By Cameron Casalta, literary editor
Stephen Paddock opened fire on the Route 91 Harvest music festival. It was shot from his hotel room on the 32nd floor in Mandalay Bay, the Las Vegas Strip in Nevada.
Paddock killed 59 people and injured 500 people on October 1, 2017. This incident is now considered the deadliest mass shooting committed in the United States.
This incident sets a new record, bumping last year’s deadliest mass shooting committed in the United States down to second place. The Orlando night club shooting in 2016 when 49 were killed and 58 injured.
What’s more disgraceful is that the Las Vegas shooting was not the first shooting of 2017. 21 more acts of Gun Violence have been committed in the month of October alone.
273 mass shootings have occurred since the start of the year. How many more American citizens need to die for Congress to pass a bill to restrict gun control?
“I am shocked and surprised that so many incidents of gun violence have occurred.I never thought the number would be so large. This is very eye opening, and this information makes me very worried that every time I turn on the news, I will see another massacre.” senior Aishah Jaberi said
The United States’ Congressional Research Service defines a “public mass shooting” as one in which four or more people selected indiscriminately, not including the perpetrator, are killed.

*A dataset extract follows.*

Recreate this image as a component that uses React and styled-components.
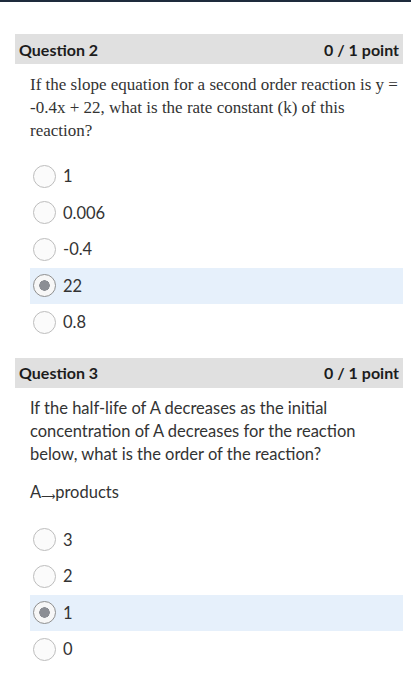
import React from 'react'
import styled, { createGlobalStyle } from 'styled-components'

const questions = [
    {
        title: 'Question 2',
        score: '0 / 1 point',
        serif: true,
        text: 'If the slope equation for a second order reaction is y = -0.4x + 22, what is the rate constant (k) of this reaction?',
        options: ['1', '0.006', '-0.4', '22', '0.8'],
        selected: 3,
    },
    {
        title: 'Question 3',
        score: '0 / 1 point',
        text: 'If the half-life of A decreases as the initial concentration of A decreases for the reaction below, what is the order of the reaction?',
        extra: true,
        options: ['3', '2', '1', '0'],
        selected: 2,
    },
]

function App() {
    return (
        <>
            <GlobalStyle />
            <TopLine />
            <Page>
                {questions.map((q) => (
                    <Question key={q.title}>
                        <Header>
                            <span>{q.title}</span>
                            <span>{q.score}</span>
                        </Header>
                        <Prompt serif={q.serif}>{q.text}</Prompt>
                        {q.extra && (
                            <Reaction>
                                A<Arrow>⟶</Arrow>products
                            </Reaction>
                        )}
                        <Options>
                            {q.options.map((opt, i) => (
                                <Option key={opt} active={i === q.selected}>
                                    <Radio active={i === q.selected} />
                                    {opt}
                                </Option>
                            ))}
                        </Options>
                    </Question>
                ))}
            </Page>
        </>
    )
}

export default App

const GlobalStyle = createGlobalStyle`
    body {
        margin: 0;
        background: #fff;
        font-family: 'Lato', 'Liberation Sans', sans-serif;
        color: #2d2d2d;
    }
`

const TopLine = styled.div`
    height: 2px;
    background: #1e2b3c;
`

const Page = styled.main`
    padding: 32px 8px 0 15px;
    display: flex;
    flex-direction: column;
    gap: 17px;
`

const Question = styled.section`
    display: flex;
    flex-direction: column;
`

const Header = styled.div`
    display: flex;
    justify-content: space-between;
    align-items: center;
    height: 30px;
    padding: 0 4px;
    background: #e0e0e0;
    font-weight: 700;
    font-size: 16px;
    color: #1c1c1c;
`

const Prompt = styled.p`
    margin: 9px 2px 0 15px;
    font-family: ${(p) =>
        p.serif ? "'Liberation Serif', 'Times New Roman', serif" : "'Lato', 'Liberation Sans', sans-serif"};
    font-size: ${(p) => (p.serif ? '17px' : '16.5px')};
    line-height: 23px;
    color: #333;
`

const Reaction = styled.div`
    margin: 15px 0 0 15px;
    font-size: 16.5px;
    line-height: 23px;
    color: #333;
`

const Arrow = styled.span`
    font-size: 10px;
    position: relative;
    top: 2px;
`

const Options = styled.div`
    display: flex;
    flex-direction: column;
    margin: 16px 0 0 15px;
`

const Option = styled.label`
    display: flex;
    align-items: center;
    gap: 7px;
    height: 36.5px;
    padding-left: 3px;
    background: ${(p) => (p.active ? '#e6f0fb' : 'transparent')};
    font-size: 16.5px;
    color: #333;
`

const Radio = styled.span`
    box-sizing: border-box;
    width: 23px;
    height: 23px;
    border-radius: 50%;
    border: 1px solid ${(p) => (p.active ? '#8f8f8f' : '#bdbdbd')};
    background: ${(p) =>
        p.active
            ? 'radial-gradient(circle, #8b8e94 0 5px, #f7f7f7 5.5px)'
            : '#fbfbfb'};
`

At this current time, the majority of Americans agree that stricter gun control laws should be put in place. Sixty-four percent of voters support stricter gun laws. A 55 percent majority of gun owners back new restrictions, while 41 percent oppose them. Seventy-nine percent of voters support banning the use of bump fire stocks, the device the Las Vegas shooter used to modify a dozen of his semi-automatic weapons to fire hundreds of rounds per minute.

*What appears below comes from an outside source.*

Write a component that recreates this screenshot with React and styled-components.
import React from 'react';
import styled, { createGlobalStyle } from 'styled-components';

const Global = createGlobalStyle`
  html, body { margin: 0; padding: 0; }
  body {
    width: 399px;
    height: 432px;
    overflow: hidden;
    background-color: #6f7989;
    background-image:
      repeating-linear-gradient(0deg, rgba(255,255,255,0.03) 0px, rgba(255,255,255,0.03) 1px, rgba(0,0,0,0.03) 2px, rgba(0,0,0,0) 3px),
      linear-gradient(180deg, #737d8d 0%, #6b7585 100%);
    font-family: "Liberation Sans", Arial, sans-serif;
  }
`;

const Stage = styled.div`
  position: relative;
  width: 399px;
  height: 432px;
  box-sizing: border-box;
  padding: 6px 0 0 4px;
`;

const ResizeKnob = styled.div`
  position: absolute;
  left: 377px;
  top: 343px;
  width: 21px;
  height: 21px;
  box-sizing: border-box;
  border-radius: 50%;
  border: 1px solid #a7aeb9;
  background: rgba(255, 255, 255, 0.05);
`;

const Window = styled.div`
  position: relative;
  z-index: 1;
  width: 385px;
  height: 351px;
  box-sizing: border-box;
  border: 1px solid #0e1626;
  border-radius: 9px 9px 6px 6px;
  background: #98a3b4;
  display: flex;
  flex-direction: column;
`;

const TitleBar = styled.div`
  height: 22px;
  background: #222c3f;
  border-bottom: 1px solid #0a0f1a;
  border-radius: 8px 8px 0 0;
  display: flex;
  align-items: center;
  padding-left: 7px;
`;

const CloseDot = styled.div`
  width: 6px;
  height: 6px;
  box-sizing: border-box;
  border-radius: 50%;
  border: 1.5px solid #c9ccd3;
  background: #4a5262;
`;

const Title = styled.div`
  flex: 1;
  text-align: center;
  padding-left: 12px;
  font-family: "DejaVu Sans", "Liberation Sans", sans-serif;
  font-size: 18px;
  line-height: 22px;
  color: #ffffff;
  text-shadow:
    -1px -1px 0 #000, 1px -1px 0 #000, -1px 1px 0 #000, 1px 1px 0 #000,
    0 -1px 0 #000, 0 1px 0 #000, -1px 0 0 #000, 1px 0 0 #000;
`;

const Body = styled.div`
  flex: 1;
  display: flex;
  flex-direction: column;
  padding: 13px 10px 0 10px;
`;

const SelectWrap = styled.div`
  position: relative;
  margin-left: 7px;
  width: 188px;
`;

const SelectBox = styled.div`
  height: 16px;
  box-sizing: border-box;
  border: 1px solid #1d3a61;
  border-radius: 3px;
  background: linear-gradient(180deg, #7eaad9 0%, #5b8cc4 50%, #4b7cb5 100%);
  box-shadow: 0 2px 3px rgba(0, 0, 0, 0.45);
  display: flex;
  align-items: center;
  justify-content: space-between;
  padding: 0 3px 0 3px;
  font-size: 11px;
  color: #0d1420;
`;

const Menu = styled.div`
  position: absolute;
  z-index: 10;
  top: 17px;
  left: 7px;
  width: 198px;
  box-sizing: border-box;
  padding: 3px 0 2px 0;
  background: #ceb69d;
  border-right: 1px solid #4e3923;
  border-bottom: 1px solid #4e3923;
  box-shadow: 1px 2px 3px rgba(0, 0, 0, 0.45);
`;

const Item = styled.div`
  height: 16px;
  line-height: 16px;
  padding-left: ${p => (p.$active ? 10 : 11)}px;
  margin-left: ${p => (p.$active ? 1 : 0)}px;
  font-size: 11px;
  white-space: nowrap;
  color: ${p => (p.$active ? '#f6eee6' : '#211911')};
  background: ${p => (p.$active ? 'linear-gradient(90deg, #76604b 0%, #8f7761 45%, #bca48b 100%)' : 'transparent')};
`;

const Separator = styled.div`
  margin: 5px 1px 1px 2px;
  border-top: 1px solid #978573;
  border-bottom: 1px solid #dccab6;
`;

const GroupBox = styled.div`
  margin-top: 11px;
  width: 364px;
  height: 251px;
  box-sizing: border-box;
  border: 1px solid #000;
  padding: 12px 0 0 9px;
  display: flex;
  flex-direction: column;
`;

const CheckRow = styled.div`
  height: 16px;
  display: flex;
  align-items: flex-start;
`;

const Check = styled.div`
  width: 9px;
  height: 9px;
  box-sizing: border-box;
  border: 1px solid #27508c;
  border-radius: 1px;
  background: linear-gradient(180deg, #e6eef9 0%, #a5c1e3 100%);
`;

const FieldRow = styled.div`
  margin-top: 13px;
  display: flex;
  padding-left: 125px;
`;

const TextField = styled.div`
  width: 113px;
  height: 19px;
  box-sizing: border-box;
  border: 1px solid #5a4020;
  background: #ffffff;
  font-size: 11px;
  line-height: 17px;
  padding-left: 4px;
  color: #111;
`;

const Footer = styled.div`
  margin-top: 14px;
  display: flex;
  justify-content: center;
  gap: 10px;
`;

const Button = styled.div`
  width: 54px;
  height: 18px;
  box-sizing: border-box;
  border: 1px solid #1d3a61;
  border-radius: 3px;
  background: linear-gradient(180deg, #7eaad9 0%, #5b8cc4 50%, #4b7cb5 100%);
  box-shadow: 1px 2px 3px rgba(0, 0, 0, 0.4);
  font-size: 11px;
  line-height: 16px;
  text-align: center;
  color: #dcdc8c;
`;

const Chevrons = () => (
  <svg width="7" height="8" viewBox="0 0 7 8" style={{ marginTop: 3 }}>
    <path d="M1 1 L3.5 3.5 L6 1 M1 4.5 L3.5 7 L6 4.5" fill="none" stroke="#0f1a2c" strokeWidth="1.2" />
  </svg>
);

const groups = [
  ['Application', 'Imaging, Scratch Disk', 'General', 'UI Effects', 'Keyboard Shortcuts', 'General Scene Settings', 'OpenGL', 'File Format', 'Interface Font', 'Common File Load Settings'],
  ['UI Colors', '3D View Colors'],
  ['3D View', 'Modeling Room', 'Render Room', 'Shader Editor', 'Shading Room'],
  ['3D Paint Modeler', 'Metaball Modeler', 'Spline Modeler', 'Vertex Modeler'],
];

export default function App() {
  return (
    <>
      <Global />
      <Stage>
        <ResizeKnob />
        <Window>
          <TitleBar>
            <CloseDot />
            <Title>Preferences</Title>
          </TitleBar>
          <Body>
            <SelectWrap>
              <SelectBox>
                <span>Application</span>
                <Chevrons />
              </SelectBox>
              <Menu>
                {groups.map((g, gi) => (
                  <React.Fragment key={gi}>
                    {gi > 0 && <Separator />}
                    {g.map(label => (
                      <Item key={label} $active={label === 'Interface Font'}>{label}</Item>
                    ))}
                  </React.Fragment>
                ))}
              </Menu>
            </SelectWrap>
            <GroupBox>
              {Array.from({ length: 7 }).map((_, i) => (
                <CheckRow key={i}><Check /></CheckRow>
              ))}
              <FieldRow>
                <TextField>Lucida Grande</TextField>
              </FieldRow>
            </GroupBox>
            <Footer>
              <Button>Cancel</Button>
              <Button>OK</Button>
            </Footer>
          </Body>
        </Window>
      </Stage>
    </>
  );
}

The Las Vegas shooting is one of the five deadliest shootings in American history and all taking place in the last decade alone. Which begs the question, why is the American public only demanding a change now?
Well, the public has been demanding change for years but change has not occurred. Even after the infamous Sandy Hook Elementary shooting. The gun control epidemic has remained the same.
In 2013, 20 children and seven adults were massacred by a person with a semiautomatic rifle. American children were slaughtered, the children of our nation.
Four months after Sandy Hook, a bipartisan proposal that would have required background checks on all commercial gun sales failed in the Senate.
Over the past five years, lawmakers have introduced more than 100 gun control proposals in Congress. Not one of them has been passed into law, and very few of the proposals even made it to the House or Senate floor.
From a political standpoint, the reason gun control laws have not changed is due to the National Rifle Association’s (NRA) death grip on Congress. Many Republicans refuse to support any gun control law out of fear of losing on Election Day. They are afraid of a primary challenge if they oppose the NRA.
The struggle with the NRA all goes back to our fundamental rights as American citizens granted to us by the Constitution. The Second Amendment to the U.S. Constitution states, “A well regulated Militia, being necessary to the security of a free State, the right of the people to keep and bear Arms, shall not be infringed.”
In contemporary times, there is no reason for any U.S. citizen to own or fire an automatic or semi-automatic. A person can not hunt for game with a semi-automatic, and there are no circumstances in which a person would need a semi-automatic to defend themselves.